Le prepotenze di Zelensky e dei suoi hanno superato ogni limite. Per la recente Via Crucis l’ambasciatore ucraino in Vaticano, Andrii Yurash, ha protestato perché vi hanno partecipato oltre a un ucraino anche un russo: “Dimentica di dire che i suoi parenti sono andati in Ucraina per uccidere, e non viceversa”. Papa Francesco questa volta non ha chinato la testa, lo aveva fatto l’anno scorso quando la protesta ucraina aveva ottenuto che il discorso del Pontefice, che comprendeva nella Via Crucis due ragazze, una ucraina e una russa, non fosse letto. Di recente il Corriere pubblicava un articolo dal titolo “schiaffo all’Ucraina” perché il Cio si era opposto alla pretesa ucraina che gli atleti russi non fossero presenti alle prossime Olimpiadi. Presa di posizione peraltro a metà perché il presidente del Cio, Thomas Bach, da non confondersi con il musicista, tedesco e quindi chiaramente nazista, aveva dichiarato che gli atleti russi e bielorussi sarebbero stati accettati se “non hanno mai partecipato a una manifestazione pro guerra, hanno avuto rapporti con agenzie di sicurezza nazionale o si siano fatti tatuare la famigerata Z”. La fondista russa Stepanova ha risposto a muso duro a Thomas Bach, che è tedesco come il musicista e quindi in pectore nazista: “Io non permetterò a nessuno di analizzare le mie opinioni per decidere se parteciperò ai Mondiali”. Dichiarazione ineccepibile, cui va aggiunto che, moraleggiando allo stesso modo, si potrebbe chiedere agli ucraini che ci facciano, nel loro esercito, i nazisti del battaglione Azov.

Ma ritornando alle invasioni di campo di Zelensky nelle attività del Papa, sarebbe bene ricordare allo stesso Zelensky che la missione del Papa di Roma è di tutelare tutti, senza distinzioni religiose e tantomeno politiche. Se c’è un’Entità dove “uno vale uno” è quella della Chiesa cattolica, dove vige il concetto cristianissimo che il perdono (“porgi l’altra guancia”, Cristo, i Vangeli) vale per tutti, anche per il peggiore degli uomini.

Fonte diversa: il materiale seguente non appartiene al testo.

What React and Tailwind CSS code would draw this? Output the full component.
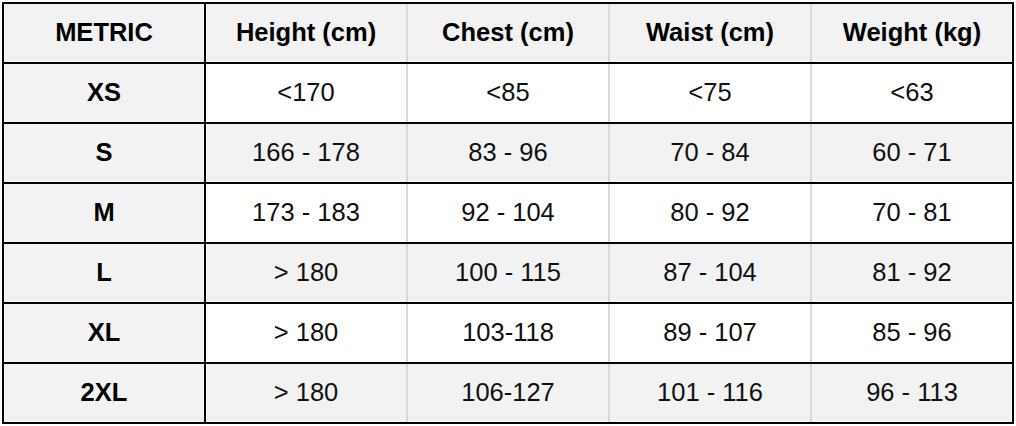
// App.jsx
import React from "react";

const HEADERS = ["METRIC", "Height (cm)", "Chest (cm)", "Waist (cm)", "Weight (kg)"];

const ROWS = [
  ["XS", "<170", "<85", "<75", "<63"],
  ["S", "166 - 178", "83 - 96", "70 - 84", "60 - 71"],
  ["M", "173 - 183", "92 - 104", "80 - 92", "70 - 81"],
  ["L", "> 180", "100 - 115", "87 - 104", "81 - 92"],
  ["XL", "> 180", "103-118", "89 - 107", "85 - 96"],
  ["2XL", "> 180", "106-127", "101 - 116", "96 - 113"],
];

function Cell({ idx, bold, shaded, children }) {
  const sep =
    idx === 0
      ? "border-r-2 border-black"
      : idx < 4
      ? "border-r-2 border-[#d9d9d9]"
      : "";
  return (
    <div
      className={`flex h-[58px] items-center justify-center ${sep} ${
        shaded || idx === 0 ? "bg-[#f2f2f2]" : "bg-white"
      } ${bold || idx === 0 ? "font-bold text-black" : "text-[#111]"}`}
    >
      {children}
    </div>
  );
}

export default function App() {
  return (
    <div
      className="min-h-[426px] w-[1016px] bg-white pl-[2px] pt-[2px]"
      style={{ fontFamily: '"Liberation Sans", Arial, sans-serif' }}
    >
      <div className="w-[1012px] border-2 border-black text-[25.5px] leading-none">
        {/* Header */}
        <div className="grid grid-cols-[202px_202px_202px_202px_200px] border-b-2 border-black">
          {HEADERS.map((h, i) => (
            <Cell key={h} idx={i} bold shaded>
              {h}
            </Cell>
          ))}
        </div>

        {/* Sizes */}
        {ROWS.map((row, r) => (
          <div
            key={row[0]}
            className={`grid grid-cols-[202px_202px_202px_202px_200px] ${
              r < ROWS.length - 1 ? "border-b-2 border-black" : ""
            }`}
          >
            {row.map((v, i) => (
              <Cell key={i} idx={i} shaded={r % 2 === 1}>
                {v}
              </Cell>
            ))}
          </div>
        ))}
      </div>
    </div>
  );
}
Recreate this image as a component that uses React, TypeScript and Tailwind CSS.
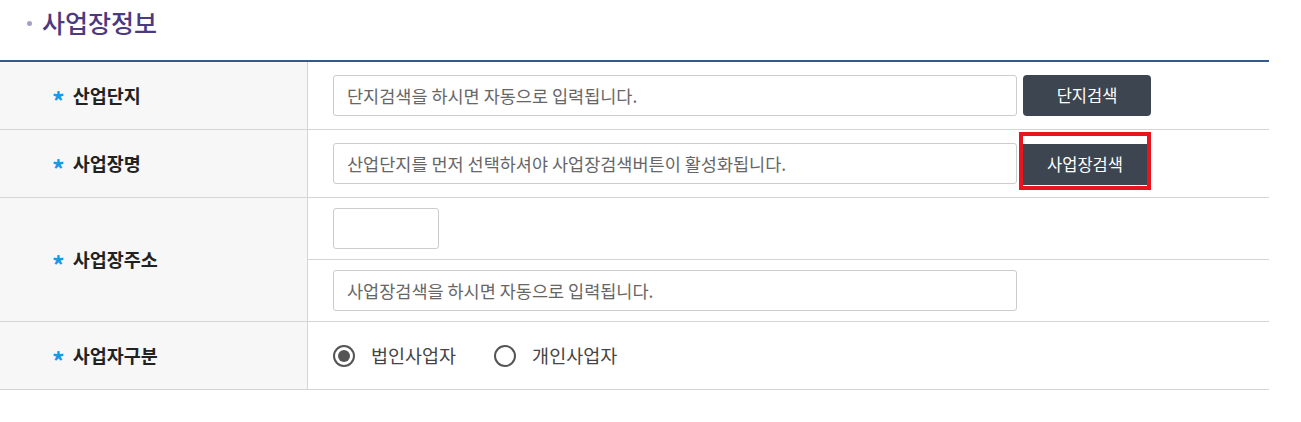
import React from "react";

const font = { fontFamily: '"Noto Sans CJK KR", "Noto Sans", sans-serif' };

function Label({ text }: { text: string }) {
  return (
    <div className="w-[308px] shrink-0 bg-[#f7f7f7] border-r border-[#d5d5d5] flex items-center pl-[52px]">
      <span className="text-[25px] font-bold leading-none text-[#1a9ae6] mt-[9px] mr-[8px]">*</span>
      <span className="text-[18.5px] font-bold text-[#222]">{text}</span>
    </div>
  );
}

function TextBox({ placeholder, w = "w-[684px]" }: { placeholder?: string; w?: string }) {
  return (
    <input
      readOnly
      placeholder={placeholder}
      className={`${w} h-[41px] border border-[#cccccc] rounded-[3px] px-[13px] text-[17.5px] text-[#333] placeholder:text-[#666] bg-white outline-none`}
      style={font}
    />
  );
}

function Radio({ checked, label }: { checked?: boolean; label: string }) {
  return (
    <label className="flex items-center gap-[16px]">
      <span className="w-[22px] h-[22px] rounded-full border-2 border-[#555] flex items-center justify-center bg-white">
        {checked && <span className="w-[12px] h-[12px] rounded-full bg-[#555]" />}
      </span>
      <span className="text-[18.5px] text-[#444]">{label}</span>
    </label>
  );
}

export default function App() {
  return (
    <div className="bg-white w-[1301px] h-[422px]" style={font}>
      <div className="flex items-center h-[60px] pl-[27px] pb-[15px]">
        <span className="w-[5px] h-[5px] rounded-full bg-[#a99cc6] mr-[10px] mt-[2px]" />
        <h2 className="text-[25px] font-medium text-[#4a3a80] leading-none">사업장정보</h2>
      </div>
      <div className="w-[1269px] border-t-2 border-[#2f5b8e]">
        <div className="flex h-[68px] border-b border-[#d5d5d5]">
          <Label text="산업단지" />
          <div className="flex items-center pl-[25px] gap-[6px]">
            <TextBox placeholder="단지검색을 하시면 자동으로 입력됩니다." />
            <button className="w-[128px] h-[41px] rounded-[4px] bg-[#3c4550] text-white text-[16.5px]">단지검색</button>
          </div>
        </div>
        <div className="flex h-[68px] border-b border-[#d5d5d5]">
          <Label text="사업장명" />
          <div className="flex items-center pl-[25px] gap-[2px]">
            <TextBox placeholder="산업단지를 먼저 선택하셔야 사업장검색버튼이 활성화됩니다." />
            <div className="w-[132px] h-[58px] -mt-[5px] border-[4px] border-[#e8141f] bg-white flex flex-col justify-end pb-[1px]">
              <button className="w-full h-[41px] bg-[#3c4550] text-white text-[16.5px]">사업장검색</button>
            </div>
          </div>
        </div>
        <div className="flex h-[124px] border-b border-[#d5d5d5]">
          <Label text="사업장주소" />
          <div className="flex-1 flex flex-col">
            <div className="h-[62px] flex items-center pl-[25px] border-b border-[#d5d5d5]">
              <TextBox w="w-[106px]" />
            </div>
            <div className="flex-1 flex items-center pl-[25px]">
              <TextBox placeholder="사업장검색을 하시면 자동으로 입력됩니다." />
            </div>
          </div>
        </div>
        <div className="flex h-[68px] border-b border-[#d5d5d5]">
          <Label text="사업자구분" />
          <div className="flex items-center pl-[25px] gap-[38px]">
            <Radio checked label="법인사업자" />
            <Radio label="개인사업자" />
          </div>
        </div>
      </div>
    </div>
  );
}
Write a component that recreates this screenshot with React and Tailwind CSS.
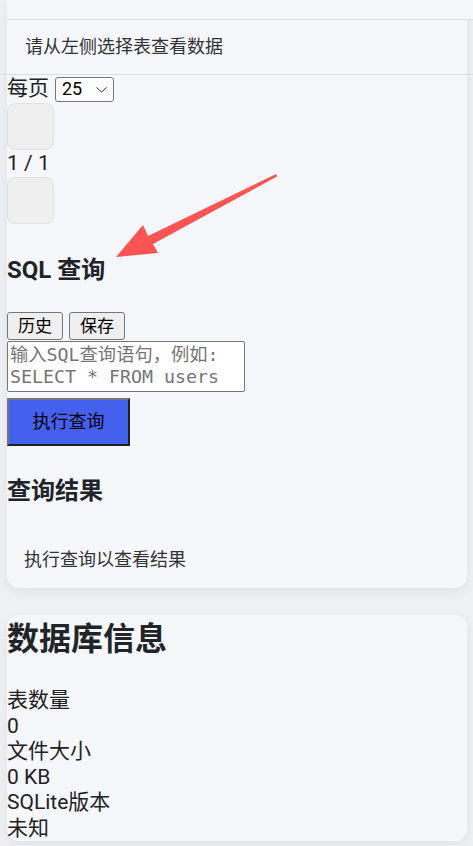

Un concetto diversissimo da quello dell’ebraismo militante che privilegia la vendetta e a proposito del genocidio di Gerico nel Deuteronomio, 33-34, afferma: “Votammo allo sterminio ogni città, uomini, donne, bambini; non vi lasciammo anima viva”, nemmeno le bestie ad ascoltare altri passi dell’Antico Testamento (il libro più noir, stando ad alcuni interpreti contemporanei.

Ma a parte tutto questo, perché noi europei dovremmo difendere a spada tratta uno Stato, l’Ucraina, che Stato non è mai stato davvero, ma solo un regalo di Krusciov che ne volle fare una provincia autonoma all’interno dell’Unione Sovietica? Uno Stato dove sono state cancellate tutte le opposizioni e non esiste, di fatto, libertà di espressione. Perché gli ucraini sono “eroici nella difesa del loro territorio”? A parte il fatto che “eroici” non tutti lo sono, visto che fra gli otto e i dieci milioni se la sono filata e non possono essere tutti donne e bambini (quando gli occidentali invasero l’Afghanistan talebano, nessun afghano, talebano o meno, lasciò il Paese, questo per dire che cos’è il vero sentimento di identità nazionale). In ogni caso, con l’appoggio degli Stati Uniti, della Germania, della Polonia e di altri addentellati Usa, sarebbe stato “eroico” anche il Lussemburgo.

L’ultima tracotanza del governo Zelensky è la pretesa che non solo in Ucraina, ma anche in Europa, venga cancellata la cultura russa. Ma cosa ha dato, culturalmente e artisticamente, l’Ucraina all’Europa a differenza della Russia? I “balletti russi” si chiamano così perché furono inventati e creati a Parigi dal russo Diaghilev. I più grandi ballerini di tutti i tempi sono stati Nijinsky (“la grazia innaturale di Nijinsky”, Prospettiva Nevski di Franco Battiato) e Nurejev, a meno di non ricorrere all’antica Roma, a Paride “un danzatore che alla straordinaria bellezza univa grazia, agilità, intensità espressiva” (Nerone, Duemila anni di calunnie).

E che dire dei musicisti: Caikovskij, Mussorgsky, Prokofiev, Rimskij-Korsakov, Stravinskij e ci potremmo fermare qui perché l’elenco occuperebbe un paio di pagine del Fatto. Sugli scrittori russi si sono educate generazioni di europei: Puskin, Dostoevskij, Tolstoj, Turgenev, Lermontov. C’è Gogol, le anime morte, che è ucraino ma non sarebbe mai esistito se non all’interno della grande letteratura russa.

A me pare che non sia la Russia di Putin a voler cancellare l’Ucraina dalla mappa del mondo, ma che sia l’Ucraina a voler cancellare la Russia con tutta la sua storia. E comunque io dovrei stare con l’Ucraina che ora, ricattando, tiene per le palle mezzo mondo? Io mezzo russo, ebreo per soprammercato, sto con “la grande madre Russia”, di cui Putin è solo un tragico esemplare che non può far dimenticare tutto ciò che questo grande Paese ci ha dato.